We would be in trouble if this set were a singleton, or even
if it were finite (only principal ultrafilters can contain
finite sets, and there are only kappa principal ultrafilters
on kappa, so at some point we're bound to run out of decisions to
make).

Suppose we could find a collection of full cardinality (i.e. 2^kappa)
of subsets of kappa, with the property that *no* intersection of
the above form could be finite?  Then in particular no such
intersection could be empty, so no matter how we made our yes-or-no
decisions on *these* subsets, we would always get a collection of
subsets having the finite intersection property.  Such a collection
can always be extended to an ultrafilter (using AC), but if we just
want a filter, we don't even need to wellorder them -- this is a little
better than my original approach, because you get that there
are 2^2^kappa filters without knowing that you can wellorder P(kappa).
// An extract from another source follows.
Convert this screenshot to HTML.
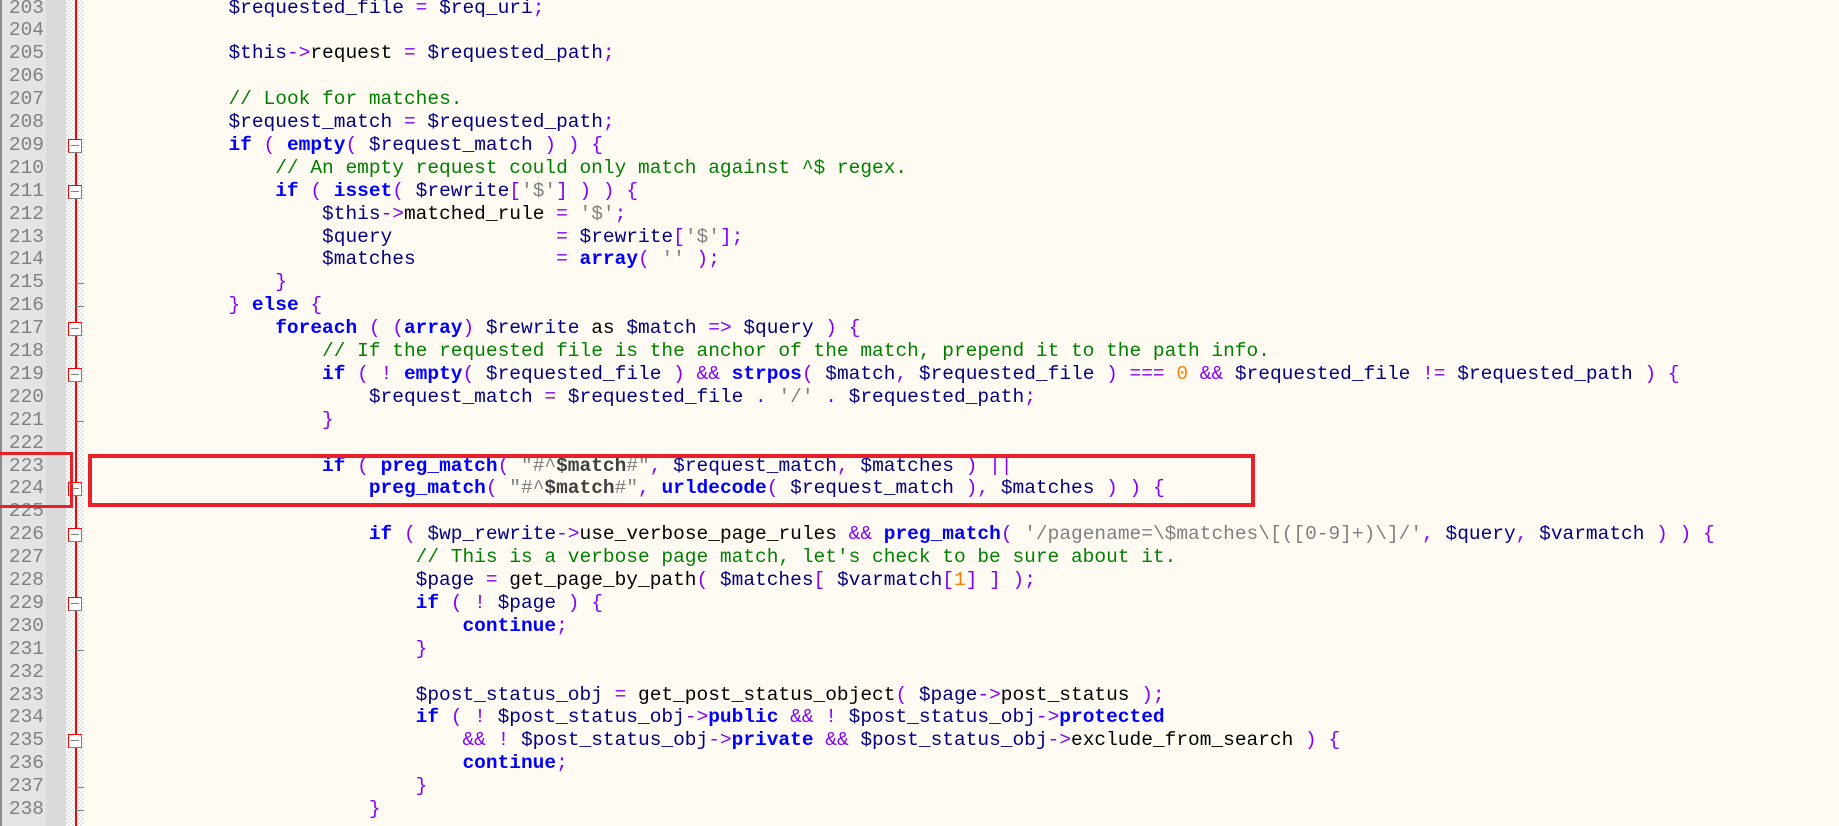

So we need to find a collection C of subsets of kappa with the
property that any finite intersection of distinct sets from
C and complements of sets from C, is infinite (actually we'll
get that it has full cardinality kappa, allowing us to make
the ultrafilter uniform if we like).  Jech calls this property
"uniform independence".

Consider the set S of all ordered pairs (f,F) where f is
a *finite* subset of kappa, and F is a subset of f.  S has
cardinality kappa, so it's enough to find a full-cardinality
uniformly independent subset of S (you can then pull it back along
a bijection between kappa and S).

To each subset s of kappa, assign a subset C_s of S as follows:
C_s = { (f,F) | ( f \cap s ) \in F }.  ( \cap means "intersection).
We'll let C be the set of all C_s as s ranges over subsets of kappa.
It's easy to see that if s0 != s1 then C_s0 != C_s1, so C has full
cardinality 2^kappa.

To see that C is uniformly independent, suppose s_0,...,s_{n-1}
are such that we want C_s_i to be in the filter, and
t_0,...,t_{m-1} are such that we want the complements of
the C_t_j to be in the filter.  We want to show that
the intersection of all the C_s_i with the complements of
all the C_t_j is a nonempty set, in fact a set of cardinality
kappa.

Remember that all the s_i's are distinct from all the t_j's.
For each i,j, let alpha_ij be the least element of the symmetric
difference of s_i and t_j.  Now let f be any finite subset
of kappa containing *all* the alpha_ij (i.e. f "has enough
information" to distinguish between the "good" sets and
the "bad" sets).

We can then find an F such that (f,F) is in the desired
intersection.  We want (f,F) to be in all the C_s_i,
but not in any of the C_t_j.  So pick F to be
the set of all intersections
             f \cap s_i
for i < n.  By including these intersections we've guaranteed
that (f,F) \in C_s_i (check the definition).  But for
any t_j, the only way (f,F) could be in C_t_j is if
             f \cap s_i = f \cap t_j
for some i,j.  But we've ruled out that possibility by
including all the alpha_ij in f.

That shows that the intersection in question is nonempty;
to see it has cardinality kappa, just observe that there
are kappa choices for f.

Posted and mailed.
==============================================================================

From: Mike Oliver <oliver@math.ucla.edu>
Subject: Re: Cardinal of set of filters
Date: Fri, 22 Dec 2000 19:00:21 -0800
Newsgroups: sci.math

Mike Oliver wrote:

> Consider the set S of all ordered pairs (f,F) where f is
> a *finite* subset of kappa, and F is a subset of f.

Oops, sorry about that.  Should say

   ... and F is a *collection*of* subsets of f.